PARSIPPANY, N.J., and DUBLIN, Ireland – Actavis Inc. plans to acquire Ireland-based Warner Chilcott in a stock-for-stock transaction valued at about $8.5 billion.

The two drug makers said Monday that the transaction, which has been unanimously approved by their boards, would create a global specialty pharmaceutical company with about $11 billion in total annual sales.

In addition, the combination would be the third-largest U.S. specialty pharmaceutical company, with approximately $3 billion in annual revenue, focused on the core therapeutic categories of women's health, gastroenterology, urology and dermatology.
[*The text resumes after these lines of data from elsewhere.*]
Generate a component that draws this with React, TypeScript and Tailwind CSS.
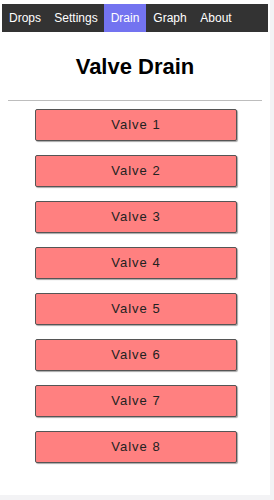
const TABS = [
  { label: "Drops", w: "w-[46px]" },
  { label: "Settings", w: "w-[56px]" },
  { label: "Drain", w: "w-[42px]" },
  { label: "Graph", w: "w-[48px]" },
  { label: "About", w: "w-[44px]" },
];
const VALVES = [1, 2, 3, 4, 5, 6, 7, 8];

export default function App() {
  return (
    <div className="w-[274px] h-[500px] bg-[#f3f3f5]" style={{ fontFamily: "'Liberation Sans', Arial, sans-serif" }}>
      <div className="w-[270px] h-[495px] bg-white pt-[4px] px-[2px]">
        {/* nav */}
        <div className="flex h-[28px] bg-[#333333] text-white text-[12px]">
          {TABS.map((t) => (
            <div
              key={t.label}
              className={`flex items-center justify-center ${t.w} ${t.label === "Drain" ? "bg-[#7373f0]" : ""}`}
            >
              {t.label}
            </div>
          ))}
        </div>

        <h1 className="text-center text-[22px] font-bold text-black mt-[22px] leading-[26px]">Valve Drain</h1>

        <hr className="mx-[6px] mt-[20px] border-t border-[#bdbdbd]" />

        <div className="flex flex-col items-center gap-[14px] mt-[8px] pl-[2px]">
          {VALVES.map((v) => (
            <button
              key={v}
              className="w-[202px] h-[32px] bg-[#ff8080] border border-[#555] rounded-[2px] shadow-[1px_1px_1px_rgba(0,0,0,0.35)] text-[13px] tracking-[1px] text-[#222]"
            >
              Valve {v}
            </button>
          ))}
        </div>
      </div>
    </div>
  );
}
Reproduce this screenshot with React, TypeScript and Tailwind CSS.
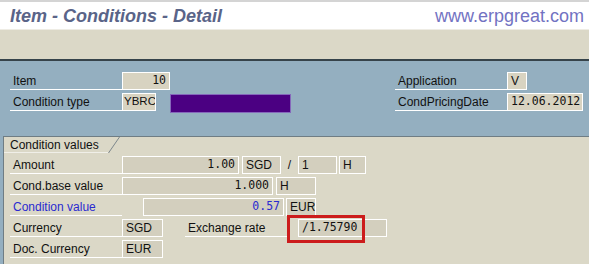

"We have set as our strategic corporate objective to build a leading global specialty pharmaceutical company. The combination of Actavis and Warner Chilcott creates a strong specialty brand portfolio focused in therapeutic categories with strong growth potential and is supported by a deep pipeline of development programs. The combination is commercially and financially compelling, and reshapes the specialty pharmaceutical universe by creating a powerful global competitor," Paul Bisaro, president and chief executive officer of Actavis, said in a statement.

"Commercially, this transaction is unique in the combination of the complementary strengths of our two companies," Bisaro added. "The combination will enhance the value of each company's portfolio and provides a substantial foundation to support the successful launch of new products over the next several years, particularly in women's health, including Minastrin 24 Fe, Esmya, metronidazole vaginal gel 1.5%, the progestin-only contraceptive patch, and other women's health products in development from the recent acquisition of Uteron Pharma SA. It also provides an expanded portfolio of specialty products that have the potential to be commercialized in key markets outside of North America."

The product portfolio of the combined company covers key specialty areas: women's health; with eight products including contraceptives, infertility treatments and hormone therapy; urology, with six marketed products for the treatment of overactive bladder, testosterone replacement, prostate cancer and benign prostatic hyperplasia (BPH); gastroenterology, with two marketed products for the treatment of ulcerative colitis; and in dermatology, with one marketed product and the expected commercial launch of a newly approved product in July 2013. It would also have a research and development portfolio of more than 25 products in various stages of development, including 15 candidates in women's health.

"The Warner Chilcott team has built a powerful specialty brands business with a strong pipeline, and this compelling transaction brings together two complementary organizations with the potential to create even more value for shareholders," stated Roger Boissonneault, president and CEO of Warner Chilcott, whose headquarters is in Dublin. "Paul Bisaro and his team have been executing on their vision to build a global and diverse company at the forefront of the specialty pharmaceutical industry, and the addition of Warner Chilcott should enhance the ability of the combined company to successfully execute that vision, and accelerate Actavis' evolution."

The deal is expected to closed by the end of 2013. Plans call for Actavis and Warner Chilcott to be combined under a new company incorporated in Ireland, and the newly created company is slated to be called Actavis plc and be led by the current Actavis leadership team.

The acquisition would be accomplished via a "scheme of arrangement" under Irish law, in which the new company ("New Actavis") would acquire all of the outstanding shares of Warner Chilcott from Warner Chilcott shareholders, in exchange for shares to be issued by the New Actavis.